• _INSTRUCTIONS FOR THE TASK_:
Only the pictures are omitted; repeat all other data exactly.

• _TASK INPUT_:

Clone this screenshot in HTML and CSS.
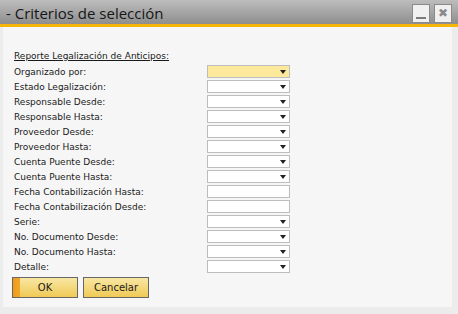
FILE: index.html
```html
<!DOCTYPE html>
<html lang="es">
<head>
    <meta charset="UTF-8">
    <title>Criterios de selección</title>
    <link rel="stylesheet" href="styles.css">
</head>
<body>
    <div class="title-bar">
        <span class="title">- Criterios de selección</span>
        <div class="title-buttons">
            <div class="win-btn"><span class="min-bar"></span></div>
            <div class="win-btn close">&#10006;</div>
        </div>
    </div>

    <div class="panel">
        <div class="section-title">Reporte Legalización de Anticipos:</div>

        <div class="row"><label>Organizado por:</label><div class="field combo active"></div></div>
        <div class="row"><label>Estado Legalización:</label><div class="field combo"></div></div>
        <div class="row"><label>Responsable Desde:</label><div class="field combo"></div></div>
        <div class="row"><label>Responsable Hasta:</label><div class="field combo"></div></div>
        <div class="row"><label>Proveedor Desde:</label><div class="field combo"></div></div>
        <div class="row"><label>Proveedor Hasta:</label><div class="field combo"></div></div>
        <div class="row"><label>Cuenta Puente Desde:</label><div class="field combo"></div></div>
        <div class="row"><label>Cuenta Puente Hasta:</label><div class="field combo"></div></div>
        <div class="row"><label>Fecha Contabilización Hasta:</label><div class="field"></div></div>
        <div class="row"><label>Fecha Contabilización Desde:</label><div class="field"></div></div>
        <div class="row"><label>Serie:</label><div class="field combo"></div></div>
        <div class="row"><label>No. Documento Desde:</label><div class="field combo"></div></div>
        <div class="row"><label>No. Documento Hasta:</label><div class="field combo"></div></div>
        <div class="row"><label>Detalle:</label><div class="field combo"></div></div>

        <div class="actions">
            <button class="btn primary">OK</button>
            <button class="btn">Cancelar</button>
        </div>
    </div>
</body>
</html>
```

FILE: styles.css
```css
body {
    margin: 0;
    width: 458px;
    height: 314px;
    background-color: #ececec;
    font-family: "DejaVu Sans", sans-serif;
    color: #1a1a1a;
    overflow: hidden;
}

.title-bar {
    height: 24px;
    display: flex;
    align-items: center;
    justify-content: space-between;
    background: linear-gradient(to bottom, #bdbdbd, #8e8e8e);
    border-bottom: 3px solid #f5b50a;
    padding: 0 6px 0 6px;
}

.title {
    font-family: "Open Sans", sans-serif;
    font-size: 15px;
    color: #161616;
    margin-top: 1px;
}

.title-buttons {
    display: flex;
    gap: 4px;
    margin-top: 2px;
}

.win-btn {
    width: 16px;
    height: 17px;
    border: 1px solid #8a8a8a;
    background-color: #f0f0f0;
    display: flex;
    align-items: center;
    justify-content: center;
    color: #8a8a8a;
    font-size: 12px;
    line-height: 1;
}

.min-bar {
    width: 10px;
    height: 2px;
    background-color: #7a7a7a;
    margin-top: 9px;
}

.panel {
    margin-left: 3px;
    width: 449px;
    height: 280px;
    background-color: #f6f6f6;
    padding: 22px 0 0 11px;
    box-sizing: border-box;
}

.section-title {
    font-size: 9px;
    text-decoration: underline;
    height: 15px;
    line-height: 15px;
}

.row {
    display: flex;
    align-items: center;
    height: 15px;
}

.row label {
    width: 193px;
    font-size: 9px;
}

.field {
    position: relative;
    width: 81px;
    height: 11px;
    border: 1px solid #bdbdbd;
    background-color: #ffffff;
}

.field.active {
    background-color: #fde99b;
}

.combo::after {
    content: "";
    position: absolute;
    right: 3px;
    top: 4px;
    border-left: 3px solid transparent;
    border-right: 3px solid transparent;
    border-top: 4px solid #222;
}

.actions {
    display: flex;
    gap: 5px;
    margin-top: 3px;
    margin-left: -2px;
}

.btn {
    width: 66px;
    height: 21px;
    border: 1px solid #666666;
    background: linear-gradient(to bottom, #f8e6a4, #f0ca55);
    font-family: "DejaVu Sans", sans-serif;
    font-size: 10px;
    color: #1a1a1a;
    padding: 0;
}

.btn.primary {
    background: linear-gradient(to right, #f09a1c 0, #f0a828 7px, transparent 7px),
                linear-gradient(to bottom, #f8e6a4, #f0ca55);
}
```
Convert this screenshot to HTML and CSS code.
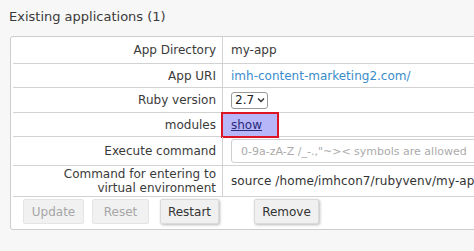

• _TASK SOLUTION_:
Clone this screenshot in HTML and CSS.
FILE: index.html
```html
<!DOCTYPE html>
<html lang="es">
<head>
    <meta charset="UTF-8">
    <title>Criterios de selección</title>
    <link rel="stylesheet" href="styles.css">
</head>
<body>
    <div class="title-bar">
        <span class="title">- Criterios de selección</span>
        <div class="title-buttons">
            <div class="win-btn"><span class="min-bar"></span></div>
            <div class="win-btn close">&#10006;</div>
        </div>
    </div>

    <div class="panel">
        <div class="section-title">Reporte Legalización de Anticipos:</div>

        <div class="row"><label>Organizado por:</label><div class="field combo active"></div></div>
        <div class="row"><label>Estado Legalización:</label><div class="field combo"></div></div>
        <div class="row"><label>Responsable Desde:</label><div class="field combo"></div></div>
        <div class="row"><label>Responsable Hasta:</label><div class="field combo"></div></div>
        <div class="row"><label>Proveedor Desde:</label><div class="field combo"></div></div>
        <div class="row"><label>Proveedor Hasta:</label><div class="field combo"></div></div>
        <div class="row"><label>Cuenta Puente Desde:</label><div class="field combo"></div></div>
        <div class="row"><label>Cuenta Puente Hasta:</label><div class="field combo"></div></div>
        <div class="row"><label>Fecha Contabilización Hasta:</label><div class="field"></div></div>
        <div class="row"><label>Fecha Contabilización Desde:</label><div class="field"></div></div>
        <div class="row"><label>Serie:</label><div class="field combo"></div></div>
        <div class="row"><label>No. Documento Desde:</label><div class="field combo"></div></div>
        <div class="row"><label>No. Documento Hasta:</label><div class="field combo"></div></div>
        <div class="row"><label>Detalle:</label><div class="field combo"></div></div>

        <div class="actions">
            <button class="btn primary">OK</button>
            <button class="btn">Cancelar</button>
        </div>
    </div>
</body>
</html>
```

FILE: styles.css
```css
body {
    margin: 0;
    width: 458px;
    height: 314px;
    background-color: #ececec;
    font-family: "DejaVu Sans", sans-serif;
    color: #1a1a1a;
    overflow: hidden;
}

.title-bar {
    height: 24px;
    display: flex;
    align-items: center;
    justify-content: space-between;
    background: linear-gradient(to bottom, #bdbdbd, #8e8e8e);
    border-bottom: 3px solid #f5b50a;
    padding: 0 6px 0 6px;
}

.title {
    font-family: "Open Sans", sans-serif;
    font-size: 15px;
    color: #161616;
    margin-top: 1px;
}

.title-buttons {
    display: flex;
    gap: 4px;
    margin-top: 2px;
}

.win-btn {
    width: 16px;
    height: 17px;
    border: 1px solid #8a8a8a;
    background-color: #f0f0f0;
    display: flex;
    align-items: center;
    justify-content: center;
    color: #8a8a8a;
    font-size: 12px;
    line-height: 1;
}

.min-bar {
    width: 10px;
    height: 2px;
    background-color: #7a7a7a;
    margin-top: 9px;
}

.panel {
    margin-left: 3px;
    width: 449px;
    height: 280px;
    background-color: #f6f6f6;
    padding: 22px 0 0 11px;
    box-sizing: border-box;
}

.section-title {
    font-size: 9px;
    text-decoration: underline;
    height: 15px;
    line-height: 15px;
}

.row {
    display: flex;
    align-items: center;
    height: 15px;
}

.row label {
    width: 193px;
    font-size: 9px;
}

.field {
    position: relative;
    width: 81px;
    height: 11px;
    border: 1px solid #bdbdbd;
    background-color: #ffffff;
}

.field.active {
    background-color: #fde99b;
}

.combo::after {
    content: "";
    position: absolute;
    right: 3px;
    top: 4px;
    border-left: 3px solid transparent;
    border-right: 3px solid transparent;
    border-top: 4px solid #222;
}

.actions {
    display: flex;
    gap: 5px;
    margin-top: 3px;
    margin-left: -2px;
}

.btn {
    width: 66px;
    height: 21px;
    border: 1px solid #666666;
    background: linear-gradient(to bottom, #f8e6a4, #f0ca55);
    font-family: "DejaVu Sans", sans-serif;
    font-size: 10px;
    color: #1a1a1a;
    padding: 0;
}

.btn.primary {
    background: linear-gradient(to right, #f09a1c 0, #f0a828 7px, transparent 7px),
                linear-gradient(to bottom, #f8e6a4, #f0ca55);
}
```
Convert this screenshot to HTML and CSS code.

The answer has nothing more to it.